TASK GOAL — Return a copy of each line that holds the string "this".

GIVEN ENTRIES —
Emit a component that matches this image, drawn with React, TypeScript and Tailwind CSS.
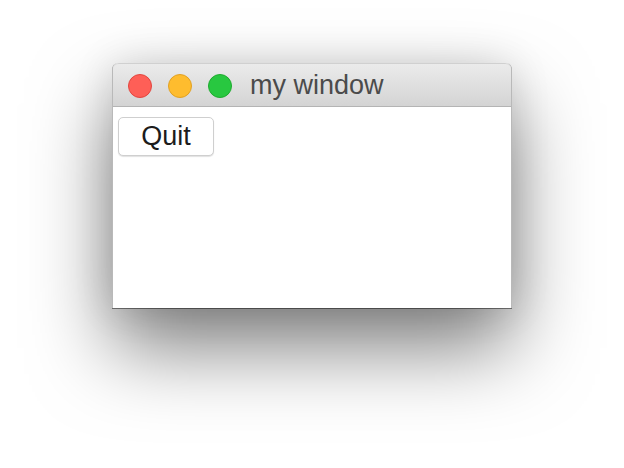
export default function App() {
  return (
    <div className="w-[624px] h-[468px] bg-white pt-[63px] pl-[112px] overflow-hidden" style={{ fontFamily: '"Liberation Sans", Arial, sans-serif' }}>
      {/* window */}
      <div className="w-[400px] h-[245px] flex flex-col rounded-t-[6px] bg-white border-x border-[#b9b9b9] shadow-[0_40px_80px_rgba(0,0,0,0.5),0_0_40px_rgba(0,0,0,0.12),0_1px_0_rgba(0,0,0,0.45)]">
        {/* title bar */}
        <div className="h-[44px] shrink-0 flex items-center pl-[15px] pt-[2px] gap-[16px] rounded-t-[6px] border-t border-[#d0d0d0] border-b border-b-[#b4b4b4] bg-gradient-to-b from-[#ebebeb] to-[#d4d4d4]">
          <span className="w-[24px] h-[24px] rounded-full bg-[#fe5f57] border border-[#e2463f]" />
          <span className="w-[24px] h-[24px] rounded-full bg-[#febc2e] border border-[#e1a123]" />
          <span className="w-[24px] h-[24px] rounded-full bg-[#28c840] border border-[#1fab2f]" />
          <span className="ml-[2px] text-[27px] leading-none text-[#4b4b4b] -mt-[2px]">my window</span>
        </div>
        {/* content */}
        <div className="flex-1 pt-[10px] pl-[5px]">
          <button className="w-[96px] h-[39px] rounded-[5px] bg-white border border-[#cfcfcf] shadow-[0_1px_1px_rgba(0,0,0,0.12)] text-[27px] leading-none text-[#1c1c1c] flex items-center justify-center pb-[1px]">
            Quit
          </button>
        </div>
      </div>
    </div>
  )
}
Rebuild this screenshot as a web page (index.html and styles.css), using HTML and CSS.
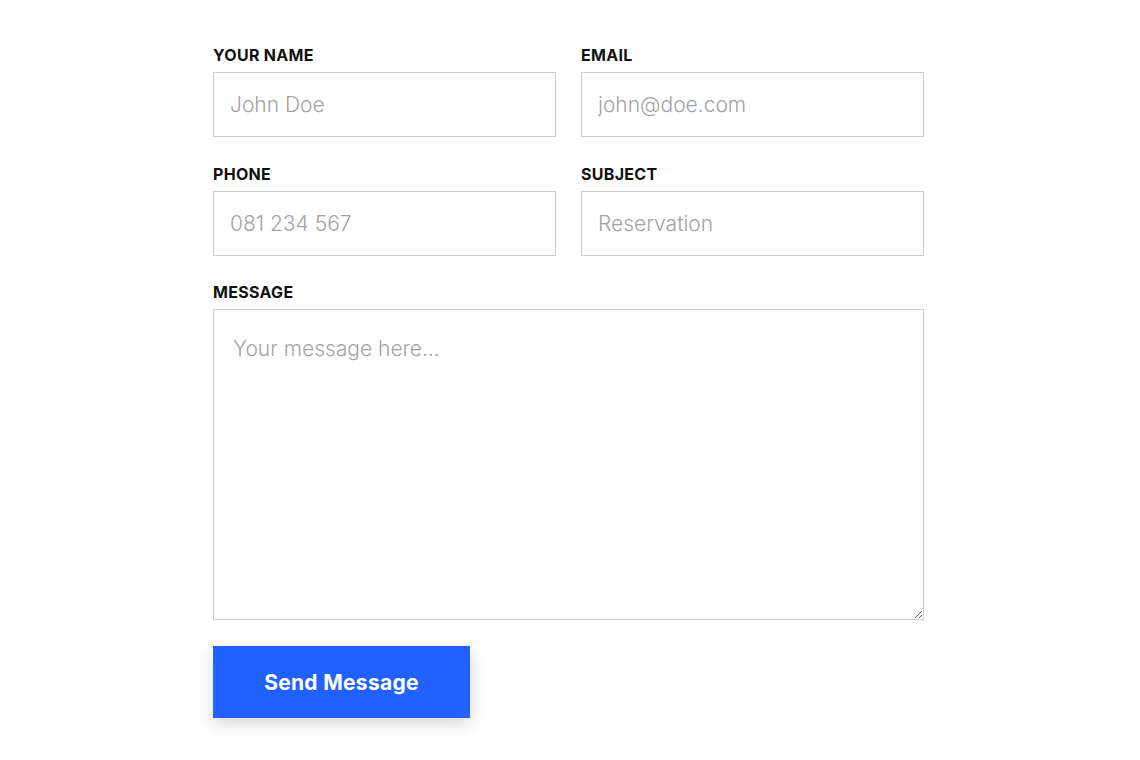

COMPLETE RESPONSE —
Emit a component that matches this image, drawn with React, TypeScript and Tailwind CSS.
Rebuild this screenshot as a web page (index.html and styles.css), using HTML and CSS.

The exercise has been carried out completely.